Republican investigators forced a moment of accountability this week when the Clintons agreed to sit for transcribed, filmed depositions in the House Oversight probe into Jeffrey Epstein and Ghislaine Maxwell. The committee set those dates for February 26 and 27, 2026 after threatening contempt charges, a reminder that power and celebrity do not automatically exempt anyone from questioning. This is the kind of pressure good government demands from a Congress determined to follow the documents where they lead.

During her closed-door session on February 26, Hillary Clinton repeatedly insisted she had no meaningful connection to Jeffrey Epstein and described Ghislaine Maxwell as a casual acquaintance, saying Maxwell attended Chelsea Clinton’s wedding as a plus-one to someone else.
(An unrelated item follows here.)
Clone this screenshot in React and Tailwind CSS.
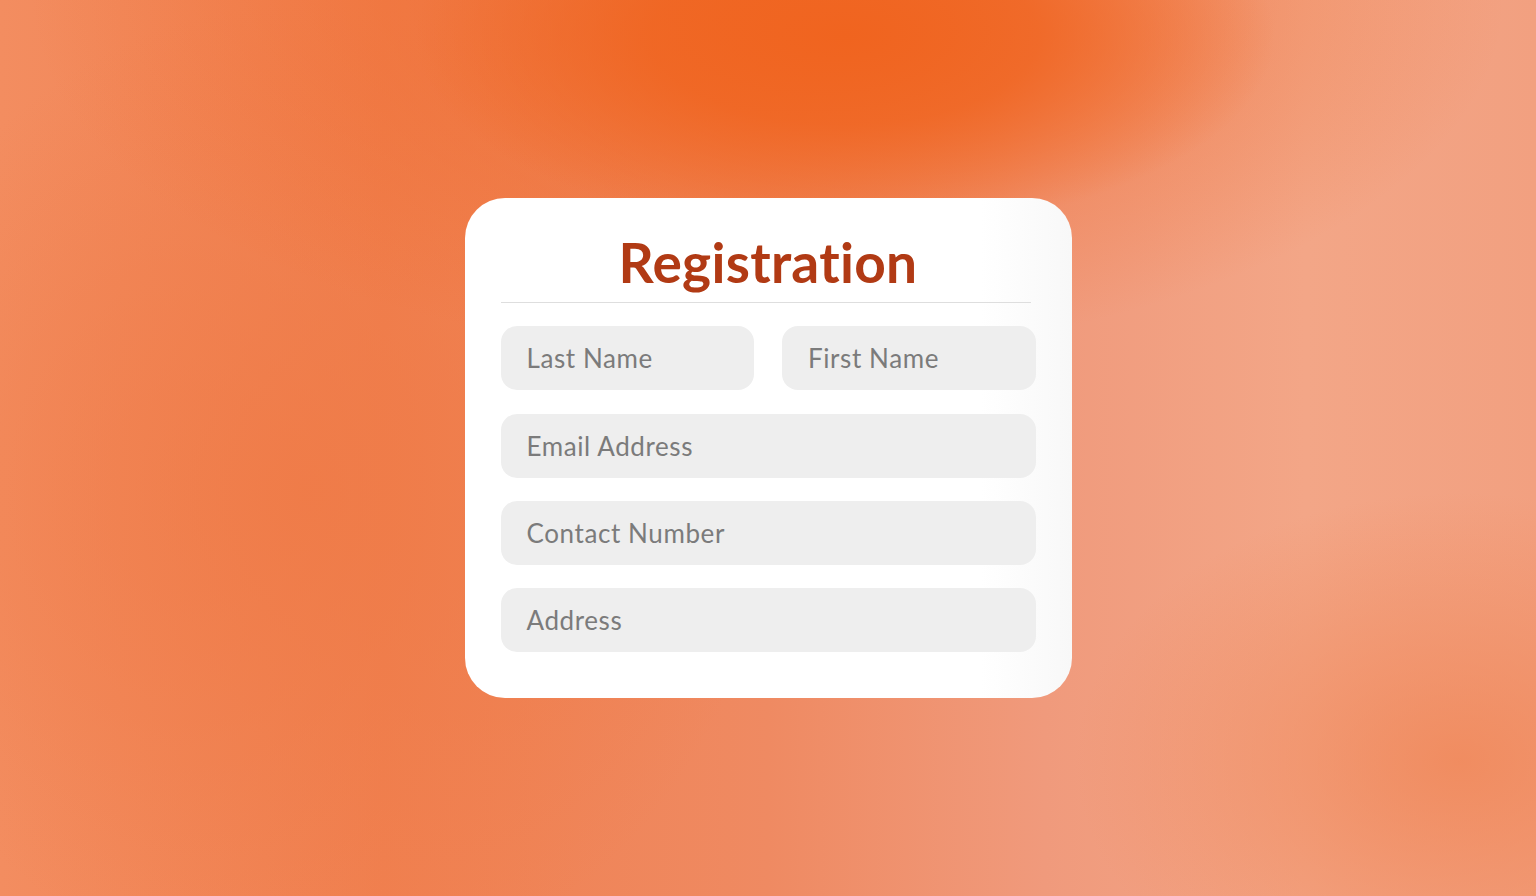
export default function App() {
  const field =
    "h-[64px] rounded-[16px] bg-[#eeeeee] flex items-center pl-[26px] text-[26px] tracking-[0.6px] text-[#7b7b7b]";
  return (
    <div
      className="w-full h-[896px] flex items-center justify-center overflow-hidden bg-[radial-gradient(ellipse_28%_22%_at_55%_4%,#f0641f_0%,rgba(240,100,31,0.8)_45%,rgba(240,100,31,0)_100%),radial-gradient(ellipse_48%_40%_at_50%_0%,rgba(240,105,40,0.75)_0%,rgba(240,105,40,0.35)_55%,rgba(240,105,40,0)_100%),radial-gradient(ellipse_30%_55%_at_20%_55%,rgba(239,122,70,0.8)_0%,rgba(239,122,70,0)_100%),radial-gradient(ellipse_25%_30%_at_95%_85%,rgba(240,135,88,0.8)_0%,rgba(240,135,88,0)_100%),linear-gradient(90deg,#f38d60_0%,#f08050_25%,#ef8a62_50%,#f09a7c_68%,#f3a687_85%,#f2a080_100%)]"
      style={{ fontFamily: "Lato, 'Open Sans', sans-serif" }}
    >
      <div className="w-[607px] h-[500px] rounded-[40px] bg-[linear-gradient(90deg,#ffffff_0%,#ffffff_85%,#f8f8f8_100%)] px-[36px] pt-[33px] flex flex-col">
        <h1 className="text-center text-[55px] leading-[62px] font-bold text-[#b13a14] tracking-[0.3px]">
          Registration
        </h1>
        <div className="h-px bg-[#dedede] mt-[9px] mr-[5px]" />
        <div className="mt-[23px] grid grid-cols-2 gap-x-[28px]">
          <div className={field}>Last Name</div>
          <div className={field}>First Name</div>
        </div>
        <div className={field + " mt-[24px]"}>Email Address</div>
        <div className={field + " mt-[23px]"}>Contact Number</div>
        <div className={field + " mt-[23px]"}>Address</div>
      </div>
    </div>
  );
}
Her performance was part deflection and part indignation, but it also raised an obvious conservative concern: proximity matters when serious crimes and unanswered questions are involved. The optics of socialites and power-brokers circulating through the same circles are not something that should be shrugged off.

Reporters and records corroborate that Maxwell was among guests at Chelsea Clinton’s July 31, 2010 wedding, showing how these social networks overlapped long after troubling allegations against Epstein were in the public record. Mainstream fact-checkers and contemporaneous reporting placed Maxwell at the event as a guest, which makes Hillary’s explanation — that Maxwell was merely a plus-one — a convenient but thin shield against tougher inquiries. Conservatives are right to push past polite denials and insist on documentary evidence rather than platitudes.

Former President Bill Clinton was then called to the same carpet on February 27 and answered detailed questions about his past interactions with Epstein, while denying any knowledge of the financier’s criminal conduct. Republicans pressed him on documented trips and public photographs that place him in Epstein’s orbit in the early 2000s, and the contrast between denials and the paper trail only deepens the need for transparency. If the political class expects deference, the country has a right to expect answers instead.

Meanwhile, Ghislaine Maxwell is a convicted felon — found guilty in December 2021 on multiple counts related to sex trafficking and subsequently sentenced — which underlines the stakes of this whole inquiry. This is not a debate about gossip; it is about the networks that enabled horrendous abuses and the people who moved in those circles without being held to account. The fact of Maxwell’s conviction should harden the resolve to see what other connections the evidence exposes.

Conservative readers should not be satisfied with theatrical denials or staged photo ops; the proper goal is documentary transparency and institutional accountability. When powerful figures dither, dodge, or demand private proceedings, suspicion grows and public trust erodes; congressional oversight exists precisely to pierce those veils. Lawmakers have the duty to follow evidence, release records, and let the public judge the explanations offered by elites.

If nothing else, these depositions show that persistent oversight can pry open doors that privilege tried to keep shut. The American system of checks and balances works when independent branches and vigilant lawmakers refuse to be intimidated by fame or money. It is time for the full files, the testimony, and the photos to be made plain so every citizen can see who was involved, when, and why.